### Stated problem
Search the data for the string "screenshot" and extract every line where it appears.

Records with interface code:
- - -

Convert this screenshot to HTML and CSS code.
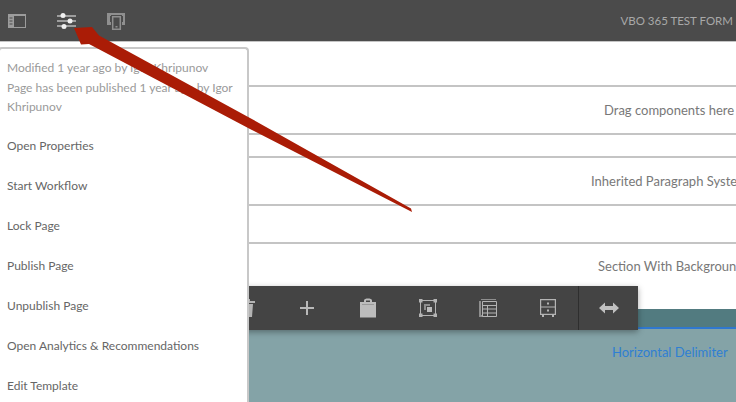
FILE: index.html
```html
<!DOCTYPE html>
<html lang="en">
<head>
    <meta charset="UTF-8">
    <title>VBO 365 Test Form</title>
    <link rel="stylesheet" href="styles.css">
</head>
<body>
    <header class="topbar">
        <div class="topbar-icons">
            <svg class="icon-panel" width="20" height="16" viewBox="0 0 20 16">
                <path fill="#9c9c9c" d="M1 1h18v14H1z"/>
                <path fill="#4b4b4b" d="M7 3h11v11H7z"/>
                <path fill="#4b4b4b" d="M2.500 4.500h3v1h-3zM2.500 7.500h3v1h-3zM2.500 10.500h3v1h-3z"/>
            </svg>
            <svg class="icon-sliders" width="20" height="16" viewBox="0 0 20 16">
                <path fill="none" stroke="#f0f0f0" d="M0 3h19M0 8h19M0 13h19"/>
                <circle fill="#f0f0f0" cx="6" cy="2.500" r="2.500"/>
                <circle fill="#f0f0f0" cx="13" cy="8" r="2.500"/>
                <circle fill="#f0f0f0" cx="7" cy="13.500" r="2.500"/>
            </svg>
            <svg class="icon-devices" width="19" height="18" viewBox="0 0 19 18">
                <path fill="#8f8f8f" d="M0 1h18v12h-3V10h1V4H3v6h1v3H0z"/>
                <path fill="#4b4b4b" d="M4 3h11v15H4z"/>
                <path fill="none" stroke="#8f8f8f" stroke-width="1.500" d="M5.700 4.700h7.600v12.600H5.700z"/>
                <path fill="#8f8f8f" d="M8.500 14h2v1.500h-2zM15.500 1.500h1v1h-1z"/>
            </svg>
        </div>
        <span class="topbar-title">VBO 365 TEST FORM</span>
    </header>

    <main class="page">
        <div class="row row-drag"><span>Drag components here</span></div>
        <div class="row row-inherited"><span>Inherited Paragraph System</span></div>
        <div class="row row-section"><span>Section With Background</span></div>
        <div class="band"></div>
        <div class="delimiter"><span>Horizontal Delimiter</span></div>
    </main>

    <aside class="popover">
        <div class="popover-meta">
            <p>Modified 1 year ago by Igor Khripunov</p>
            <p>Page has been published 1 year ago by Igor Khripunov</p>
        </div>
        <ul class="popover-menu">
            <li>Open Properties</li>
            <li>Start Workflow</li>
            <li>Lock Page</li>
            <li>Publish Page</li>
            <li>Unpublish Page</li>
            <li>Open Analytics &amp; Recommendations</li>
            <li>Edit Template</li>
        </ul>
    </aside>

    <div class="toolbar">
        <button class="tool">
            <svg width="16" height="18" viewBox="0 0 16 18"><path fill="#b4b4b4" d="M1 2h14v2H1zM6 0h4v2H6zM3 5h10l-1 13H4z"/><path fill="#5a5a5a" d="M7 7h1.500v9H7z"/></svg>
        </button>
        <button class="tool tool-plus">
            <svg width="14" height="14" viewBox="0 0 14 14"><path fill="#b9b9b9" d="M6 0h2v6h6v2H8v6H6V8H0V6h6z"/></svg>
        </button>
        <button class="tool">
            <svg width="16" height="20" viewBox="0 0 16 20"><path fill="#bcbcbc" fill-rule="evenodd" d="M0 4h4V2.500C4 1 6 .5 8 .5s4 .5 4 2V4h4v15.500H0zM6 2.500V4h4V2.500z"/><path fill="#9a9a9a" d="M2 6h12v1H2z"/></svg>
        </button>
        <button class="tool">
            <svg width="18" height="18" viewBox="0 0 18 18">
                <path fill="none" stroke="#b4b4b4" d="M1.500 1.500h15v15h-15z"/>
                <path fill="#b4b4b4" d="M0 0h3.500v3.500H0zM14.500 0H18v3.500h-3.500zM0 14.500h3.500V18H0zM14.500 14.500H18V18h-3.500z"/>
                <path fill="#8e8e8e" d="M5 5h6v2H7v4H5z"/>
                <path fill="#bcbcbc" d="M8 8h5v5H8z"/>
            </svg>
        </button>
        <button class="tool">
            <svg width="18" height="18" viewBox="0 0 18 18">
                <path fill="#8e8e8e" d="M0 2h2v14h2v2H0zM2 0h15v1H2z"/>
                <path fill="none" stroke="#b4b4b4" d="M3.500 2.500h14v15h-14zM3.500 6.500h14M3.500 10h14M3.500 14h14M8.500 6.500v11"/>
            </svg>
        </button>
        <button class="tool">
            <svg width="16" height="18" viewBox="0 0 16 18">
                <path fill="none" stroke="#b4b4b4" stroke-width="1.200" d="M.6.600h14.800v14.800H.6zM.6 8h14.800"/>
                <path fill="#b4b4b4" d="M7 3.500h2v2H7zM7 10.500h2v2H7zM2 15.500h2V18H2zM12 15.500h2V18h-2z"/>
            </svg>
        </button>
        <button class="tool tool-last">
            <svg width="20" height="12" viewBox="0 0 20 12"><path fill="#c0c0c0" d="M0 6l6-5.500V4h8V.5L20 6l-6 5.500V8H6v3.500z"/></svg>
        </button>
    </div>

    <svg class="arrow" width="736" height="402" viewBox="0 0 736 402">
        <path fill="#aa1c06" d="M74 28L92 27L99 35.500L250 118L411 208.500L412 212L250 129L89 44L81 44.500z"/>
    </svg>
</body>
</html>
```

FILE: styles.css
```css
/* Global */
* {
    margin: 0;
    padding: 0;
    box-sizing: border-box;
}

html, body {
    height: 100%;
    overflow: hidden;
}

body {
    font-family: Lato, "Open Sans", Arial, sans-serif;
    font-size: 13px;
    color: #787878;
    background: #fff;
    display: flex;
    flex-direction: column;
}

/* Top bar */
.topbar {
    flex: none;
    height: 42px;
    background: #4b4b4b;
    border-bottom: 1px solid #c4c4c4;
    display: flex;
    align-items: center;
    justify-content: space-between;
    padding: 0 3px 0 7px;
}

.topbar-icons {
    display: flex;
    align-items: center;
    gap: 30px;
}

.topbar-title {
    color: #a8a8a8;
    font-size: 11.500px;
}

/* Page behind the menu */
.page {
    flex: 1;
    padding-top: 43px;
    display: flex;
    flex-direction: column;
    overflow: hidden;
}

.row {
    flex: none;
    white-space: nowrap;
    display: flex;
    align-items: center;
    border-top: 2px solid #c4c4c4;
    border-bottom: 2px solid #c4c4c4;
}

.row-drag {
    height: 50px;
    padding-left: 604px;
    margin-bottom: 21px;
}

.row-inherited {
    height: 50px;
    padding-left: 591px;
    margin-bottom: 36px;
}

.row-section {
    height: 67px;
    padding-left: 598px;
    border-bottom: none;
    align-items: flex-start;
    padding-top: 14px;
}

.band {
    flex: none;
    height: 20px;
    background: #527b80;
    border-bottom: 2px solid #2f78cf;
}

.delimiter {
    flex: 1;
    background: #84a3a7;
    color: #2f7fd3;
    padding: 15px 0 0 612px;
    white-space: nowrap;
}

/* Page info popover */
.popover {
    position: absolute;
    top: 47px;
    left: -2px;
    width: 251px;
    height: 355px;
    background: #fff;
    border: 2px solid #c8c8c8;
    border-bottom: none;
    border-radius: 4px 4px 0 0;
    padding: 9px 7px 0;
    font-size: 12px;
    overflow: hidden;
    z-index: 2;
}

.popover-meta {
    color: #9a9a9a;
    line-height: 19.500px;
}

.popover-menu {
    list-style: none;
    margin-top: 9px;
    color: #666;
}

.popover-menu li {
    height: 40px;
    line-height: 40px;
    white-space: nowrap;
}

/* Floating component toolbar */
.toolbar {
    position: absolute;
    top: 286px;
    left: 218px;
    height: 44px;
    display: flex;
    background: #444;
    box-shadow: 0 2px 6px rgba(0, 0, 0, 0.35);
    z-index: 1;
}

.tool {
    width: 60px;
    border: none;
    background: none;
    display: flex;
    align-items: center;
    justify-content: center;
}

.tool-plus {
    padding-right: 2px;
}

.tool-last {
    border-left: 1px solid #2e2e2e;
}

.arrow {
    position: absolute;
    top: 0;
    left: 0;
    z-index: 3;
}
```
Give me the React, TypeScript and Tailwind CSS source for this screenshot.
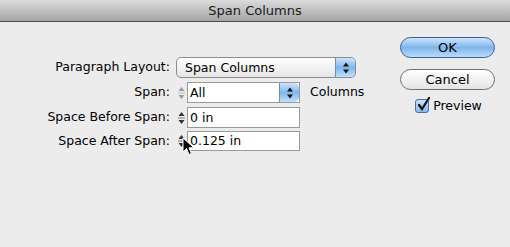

- - -

### Problem solution
Convert this screenshot to HTML and CSS code.
Give me the React, TypeScript and Tailwind CSS source for this screenshot.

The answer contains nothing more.